Rice acknowledged the weakened U.S. position last month when she offered to negotiate directly with the Iranians if they would suspend enrichment, saying the U.S. has no permanent enemies. The statement was seen as part of wider efforts to establish contact with the Iranian government.

In Rice’s offer “we’ve already seen some sign” that U.S. officials are adjusting their goals, Samore said.

But Tehran, which has long called for direct talks but without preconditions, didn’t respond to Rice’s offer.

There are signs that key American allies are reading these developments as signs that Bush’s influence is waning and they may need to look elsewhere for support.

One top White House goal has been to assemble a coalition of Arab states to stand against Iran. But even as Bush toured the region last week, some of the Persian Gulf nations reached out to Tehran and appeared to deliberately distance themselves from the president.

Kuwait’s foreign minister, Mohammed Sabah Salim Sabah, met with his counterpart in Tehran and declared, “Iran is our friend.” The meeting, coming while Bush was visiting Saudi Arabia, was widely seen as a sign that the Kuwaitis were hedging their bets.

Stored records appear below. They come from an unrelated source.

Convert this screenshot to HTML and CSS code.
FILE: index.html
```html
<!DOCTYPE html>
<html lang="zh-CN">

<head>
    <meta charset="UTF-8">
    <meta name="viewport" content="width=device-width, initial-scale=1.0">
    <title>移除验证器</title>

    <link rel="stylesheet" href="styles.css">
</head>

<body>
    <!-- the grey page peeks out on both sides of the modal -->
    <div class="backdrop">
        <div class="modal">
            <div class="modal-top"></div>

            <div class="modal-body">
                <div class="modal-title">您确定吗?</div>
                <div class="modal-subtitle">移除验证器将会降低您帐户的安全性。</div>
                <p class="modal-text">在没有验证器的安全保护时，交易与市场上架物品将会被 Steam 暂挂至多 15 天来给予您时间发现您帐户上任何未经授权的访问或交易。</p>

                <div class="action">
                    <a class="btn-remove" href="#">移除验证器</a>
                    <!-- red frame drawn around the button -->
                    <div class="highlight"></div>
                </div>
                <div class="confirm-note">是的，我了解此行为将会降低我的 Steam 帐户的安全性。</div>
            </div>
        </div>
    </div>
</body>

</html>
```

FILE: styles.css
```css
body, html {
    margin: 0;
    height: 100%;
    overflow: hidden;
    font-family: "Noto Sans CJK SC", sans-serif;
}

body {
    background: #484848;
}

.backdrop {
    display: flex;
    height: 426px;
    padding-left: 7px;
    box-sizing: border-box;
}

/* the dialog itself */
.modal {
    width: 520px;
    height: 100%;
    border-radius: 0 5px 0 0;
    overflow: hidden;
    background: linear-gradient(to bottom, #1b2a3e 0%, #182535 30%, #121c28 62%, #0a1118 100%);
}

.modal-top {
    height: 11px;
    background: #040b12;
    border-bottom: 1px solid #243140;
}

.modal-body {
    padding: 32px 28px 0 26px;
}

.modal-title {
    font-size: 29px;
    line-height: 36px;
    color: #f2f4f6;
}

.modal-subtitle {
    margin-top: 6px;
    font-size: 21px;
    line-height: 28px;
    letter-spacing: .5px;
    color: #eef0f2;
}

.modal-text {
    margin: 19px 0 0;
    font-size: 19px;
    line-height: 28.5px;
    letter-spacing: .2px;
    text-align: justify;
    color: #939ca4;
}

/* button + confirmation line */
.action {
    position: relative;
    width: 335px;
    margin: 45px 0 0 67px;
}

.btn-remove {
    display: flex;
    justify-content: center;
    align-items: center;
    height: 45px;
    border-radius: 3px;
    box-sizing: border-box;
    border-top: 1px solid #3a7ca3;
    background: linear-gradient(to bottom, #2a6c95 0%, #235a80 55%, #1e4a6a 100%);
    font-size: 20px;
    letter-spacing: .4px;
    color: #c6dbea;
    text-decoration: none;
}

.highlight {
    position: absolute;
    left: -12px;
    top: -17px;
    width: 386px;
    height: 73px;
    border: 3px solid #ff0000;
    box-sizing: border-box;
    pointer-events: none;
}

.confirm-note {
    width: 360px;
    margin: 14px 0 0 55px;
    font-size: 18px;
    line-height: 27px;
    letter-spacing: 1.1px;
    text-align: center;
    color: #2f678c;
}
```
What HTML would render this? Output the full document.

Last month, the regional Gulf Cooperation Council, which had been the core of an anti-Tehran group, invited Iran’s president to a gathering for the first time, and a leader of the council afterward urged the West to avoid military confrontation with Iran.

Some allies acknowledge they are delaying deals with the United States until Bush leaves office.

Radek Sikorski, the Polish foreign minister, said this month that his country didn’t want to sign a missile defense agreement with the U.S. until the next president arrives, for fear that the successor might undo the controversial project designed to counter the perceived threat from Iran.

Some issues once considered to be foreign policy victories now are in jeopardy.

Administration officials hailed their agreement with India to help advance its civilian nuclear power program as one of their top foreign policy achievements. The deal would allow American companies to sell technology to India, which in exchange would open up its civilian reactors to international inspectors.

Now, however, the agreement is stalled by leftist opponents in the Indian Parliament, who believe India should not abandon the goal of strategic independence from the United States.

Likewise, in Afghanistan, the Pentagon’s proposal to add 3,200 Marines to its force of about 27,000 is an acknowledgment of an increasing threat in the Afghanistan conflict. America’s North Atlantic Treaty Organization allies would prefer to reduce their troop commitment there, and some allied diplomats have talked about ways to scale back Western ambitions for the overall mission.


In Pakistan, U.S. goals have been limited: a stable, somewhat democratic government that would fight against Islamic militants. But that strategy has suffered a series of blows in civil upheavals and the assassination of former Prime Minister Benazir Bhutto.

Now the U.S. strategy is to push for fair elections in February, hoping they will give President Pervez Musharraf greater legitimacy and Bhutto’s Pakistan People’s Party a stabilizing secondary role in the government. But it is unclear whether the opposition party, which blames Musharraf for her death, can cooperate with the former general’s bloc at all.

In Iraq, the White House has been greatly encouraged by security improvements. And this month, U.S. officials hailed the passage of Iraqi legislation intended to promote reconciliation among Sunnis and Shiites by allowing lower level members of Saddam Hussein’s former party to hold government posts.

Yet questions remain over how effective the law will be. Meanwhile, U.S. officials continue to press for more of the so-called reconciliation benchmarks. As they do, however, they have redefined their objectives; once urgent requirements now are voluntary goals.

“I no longer think of them so much as benchmarks,” Rice said in a late December news conference, but rather as “what they need to do over the next year.”